3. The learned counsel for the petitioner Mr. Samarjit Sengupta contends that what weighed with the learned single Judge is that a proceeding under Order 9 C.P.C. is an original proceeding. This question came up before different High Courts at different stages in connection with Section 141 C.P.C. Courts had occasion to consider as to whether the provision in Section 141 C.P.C. can be involved in a proceeding under Order 9 C.P.C. In that connection views were divergent. Finally there has been an amendment of Section 141 C.P.C. to make the provision applicable to a proceeding under Order 9 C.P.C. Mr. Banerjee appearing for the opposite party contends that by virtue of this amendment the legislature has acknowledged a proceeding under Order 9 C.P.C. to be an original proceedings. I find it difficult to accept this submission. There has been no occasion for the legislature to consider as to whether the proceeding under Order 9 C.P.C. is an original proceeding. On the contrary the legislature sought to put at rest the controversy as to whether Section 141 C.P.C. is applicable to a proceeding under Order 9 C.P.C. Mr. Banerjee further relied upon Mst. Nurnahar Bewa v. Rabindra Nath De 1988 (1) CLJ 479 to reiterate that proceeding under Order 9 C.P.C. is an original proceeding. As a matter of fact, such a question did not fall for consideration before the Special Bench relied upon by Mr. Banerjee. It only considered as to whether despite amendment of Section 141 C.P. Code by an amending Act of 1976 Section 141 would be applicable to an application under Order 9 Rule 4 C.P.C filed to restore an application dismissed for default which was made to set aside an ex parte decree under Order 9 Rule 13 C.P.C. The question of limitation for filing an application for restoration of a Misc. Case under Order 9 Rule 13 C.P.C. also came up for consideration. The Special Bench answered the former question in the affirmative and also decided the question of limitation. In my opinion, this Special Bench decision does not render any assistance to the opposite party.

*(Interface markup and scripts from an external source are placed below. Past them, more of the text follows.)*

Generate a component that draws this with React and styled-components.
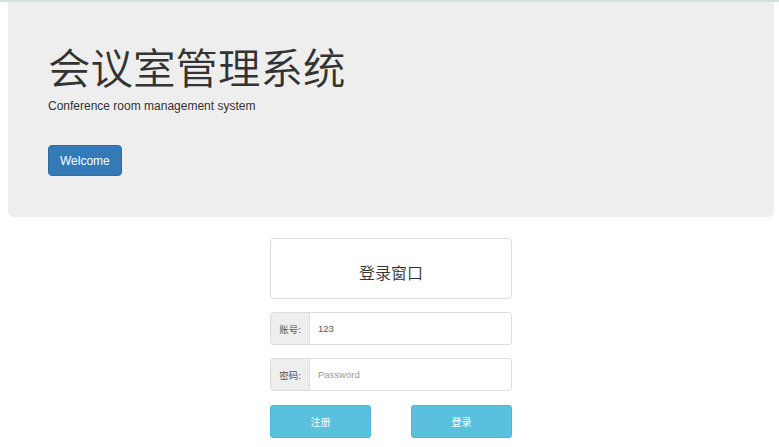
import React from "react";
import styled, { createGlobalStyle } from "styled-components";

const GlobalStyle = createGlobalStyle`
  body {
    margin: 0;
    background: #fff;
    font-family: "Liberation Sans", Arial, "Noto Sans CJK SC", sans-serif;
    color: #333;
  }
`;

const TopLine = styled.div`
  height: 2px;
  background: #d4e0de;
`;

const Jumbotron = styled.header`
  margin: 0 5px 0 8px;
  height: 215px;
  box-sizing: border-box;
  padding: 41px 40px 0 40px;
  background: #eee;
  border-radius: 2px 2px 6px 6px;
`;

const Title = styled.h1`
  margin: 0;
  font-family: "Noto Sans CJK SC", "Liberation Sans", sans-serif;
  font-weight: 350;
  font-size: 42.5px;
  line-height: 46px;
  color: #333;
`;

const Subtitle = styled.p`
  margin: 9px 0 0;
  font-size: 12px;
  line-height: 16px;
  color: #333;
`;

const PrimaryButton = styled.button`
  margin-top: 31px;
  height: 31px;
  padding: 0 11px;
  border: 1px solid #2e6da4;
  border-radius: 4px;
  background: #337ab7;
  color: #fff;
  font-family: "Liberation Sans", Arial, sans-serif;
  font-size: 12px;
  cursor: pointer;
`;

const LoginWrap = styled.main`
  margin: 21px 5px 0 8px;
  display: flex;
  justify-content: center;
`;

const LoginPanel = styled.div`
  width: 242px;
  display: flex;
  flex-direction: column;
  gap: 13px;
`;

const TitleBox = styled.div`
  height: 61px;
  box-sizing: border-box;
  border: 1px solid #ddd;
  border-radius: 4px;
  display: flex;
  align-items: center;
  justify-content: center;
  padding-top: 6px;
  font-family: "Noto Sans CJK SC", sans-serif;
  font-weight: 350;
  font-size: 16px;
  color: #333;
`;

const InputGroup = styled.div`
  height: 33px;
  display: flex;
  box-sizing: border-box;
  border: 1px solid #ddd;
  border-radius: 3px;
  overflow: hidden;
`;

const Addon = styled.span`
  width: 38px;
  flex: none;
  display: flex;
  align-items: center;
  justify-content: center;
  background: #eee;
  border-right: 1px solid #ddd;
  font-family: "Noto Sans CJK SC", sans-serif;
  font-size: 9.5px;
  color: #555;
`;

const Field = styled.input`
  flex: 1;
  min-width: 0;
  border: none;
  outline: none;
  padding: 0 8px;
  font-family: "Liberation Sans", Arial, sans-serif;
  font-size: 9.5px;
  color: #555;
  background: #fff;
  &::placeholder {
    color: #999;
  }
`;

const ButtonRow = styled.div`
  margin-top: 1px;
  display: flex;
  justify-content: space-between;
`;

const InfoButton = styled.button`
  width: 101px;
  height: 33px;
  border: 1px solid #46b8da;
  border-radius: 3px;
  background: #5bc0de;
  color: #fff;
  font-family: "Noto Sans CJK SC", sans-serif;
  font-size: 10px;
  cursor: pointer;
`;

export default function App() {
  return (
    <>
      <GlobalStyle />
      <TopLine />
      <Jumbotron>
        <Title>会议室管理系统</Title>
        <Subtitle>Conference room management system</Subtitle>
        <PrimaryButton>Welcome</PrimaryButton>
      </Jumbotron>
      <LoginWrap>
        <LoginPanel>
          <TitleBox>登录窗口</TitleBox>
          <InputGroup>
            <Addon>账号:</Addon>
            <Field type="text" defaultValue="123" />
          </InputGroup>
          <InputGroup>
            <Addon>密码:</Addon>
            <Field type="password" placeholder="Password" />
          </InputGroup>
          <ButtonRow>
            <InfoButton>注册</InfoButton>
            <InfoButton>登录</InfoButton>
          </ButtonRow>
        </LoginPanel>
      </LoginWrap>
    </>
  );
}
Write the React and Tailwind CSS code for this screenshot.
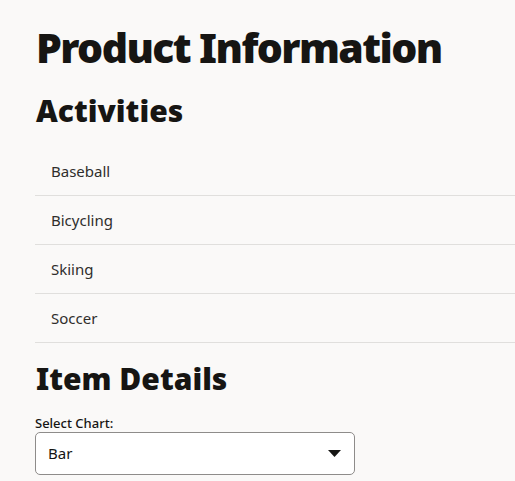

4. It is contended on behalf of the petitioner that the definition of original proceeding will be found in an old case of the Privy Council in Thakur Prosad v. Fakir UHah, ILR 17 All. 106, 111. Privy Council said that the original matters in the nature of suits are proceedings in probates, guardianships and so forth. A Division Bench of this Court in Sarat Krishna v. Biseswar had taken note of Thakur Prosad’s case (Supra) While dealing with the question as to whether Section 141 C.P.C. was applicable in a proceeding under Order 9 Rule 9 C.P.C. it further explained the expression “so forth” used by the Privy Council and said that the expression “so forth” has to be read as meaning proceedings ejusdem generis with the instances that preceded and includes such proceedings as in divorce, in insolvancy, for succession certificate and the like. Thus this Division Bench by way of further illustrations made it clear as to what was an original proceedings. The Division Bench further laid down that the expression “original matters” means matters which originate in themselves and not those which spring up from a suit or from some other proceeding or arise in connection therewith. While dealing with this question this Division Bench held that the decision in Bipin Behari v. Abdul Bank (Supra) was incorrect in view of the other authorities on the point. The Division Bench mainly meant to say Thakur Prosad’s case (Supra). So the learned Judge decided Salil Kumar’s case (Supra) obviously relying upon the decision in Bipin Behari (Supra) which has been held to be incorrect. As a matter of fact, the Division Bench rightly held that the decision of Bipin Behari’s case is incorrect having regard to the observation in Thakur Prosad’s case (Supra). The question again came up for consideration before a single Judge in Rathindra Nath v. Jyoti Bikash, . S. K. Dutta, J. relied upon Thakur Prosad’s case (Supra) and Sarat Krishna’s case (Supra). The learned Judge dissented from the view taken in Salil Kumar’s case (Supra). His Lordship held that a proceeding under Order 9 Rule 9 C.P.C. is not an original proceeding so as to attract unamended Section 141 C.P.C. In my opinion, the learned Judge has taken a correct view of the matter.

5. All these considerations did not trouble other High Courts of this sub-continent. But it has been consistently held by different High Courts that it is not necessary to file an application for substitution in suit if there had been a substitution in the Misc. Case under Order 9 Rule 9 of the Code of Civil Procedure. In Hema v. Amarendra AIR 1960 Orissa 55, a learned single Judge said that restoration of suit after conclusion of a proceeding under Order 9 C.P.C. is not granted in favour of a deceased but in favour of the legal representatives of the deceased. So any further substitution in suit would be illegal. The court should amend the cause title only. The same view was expressed in Gyanwari v. Jai Singh and in Suraj v. Dev Mishra AIR 1984 Pat. 378. I am of opinion that these learned Judges have taken a very correct and pragmatic view of the matter. A contrary view will lead us to absurdity. In a given Misc. Case both the original petitioner and the opposite party may die and the respective legal representatives might have been substituted in the proceeding under Order 9 C.P.C. If the proceeding under Order 9 C.P.C. succeeds the court is bound to restore the suit. When the suit is restored neither the original parties nor the legal representatives have found place in the pleading since original parties to the suit are dead and the legal representatives have not been imported in the pleadings. In such contingency it cannot but be said that the suit is non est. Obviously such a suit cannot be restored to file. Therefore the suit is restored if the legal representatives of the respective deceased are brought on record in the suit, and the cause title of the pleadings are corrected only. In my opinion, this will be answer to the problem.

6. Mr. Banerjee contends that this Single Bench cannot differ with an earlier Single Bench decision, and therefore this court has either to follow the decision in Satil Kumar’s case (Supra) or to refer the case to a larger bench. I am unable to agree with this submission of Mr. Banerjee. I have cited authorities to show that the judgment in Satil Kumar’s case is a judgment per incuriam. A judgment per incuriam is not a binding precedent. Therefore with deep respect to the learned Judge I cannot follow his decision.

7. In view of my foregoing reasons the revisional application succeeds. The impugned order is set aside. The cause title to the plaint may be corrected to record the names of the legal representatives of the deceased as done in the Misc. Case.

8. Let a copy of this order together with the I.C.R. be sent down to the court below forthwith.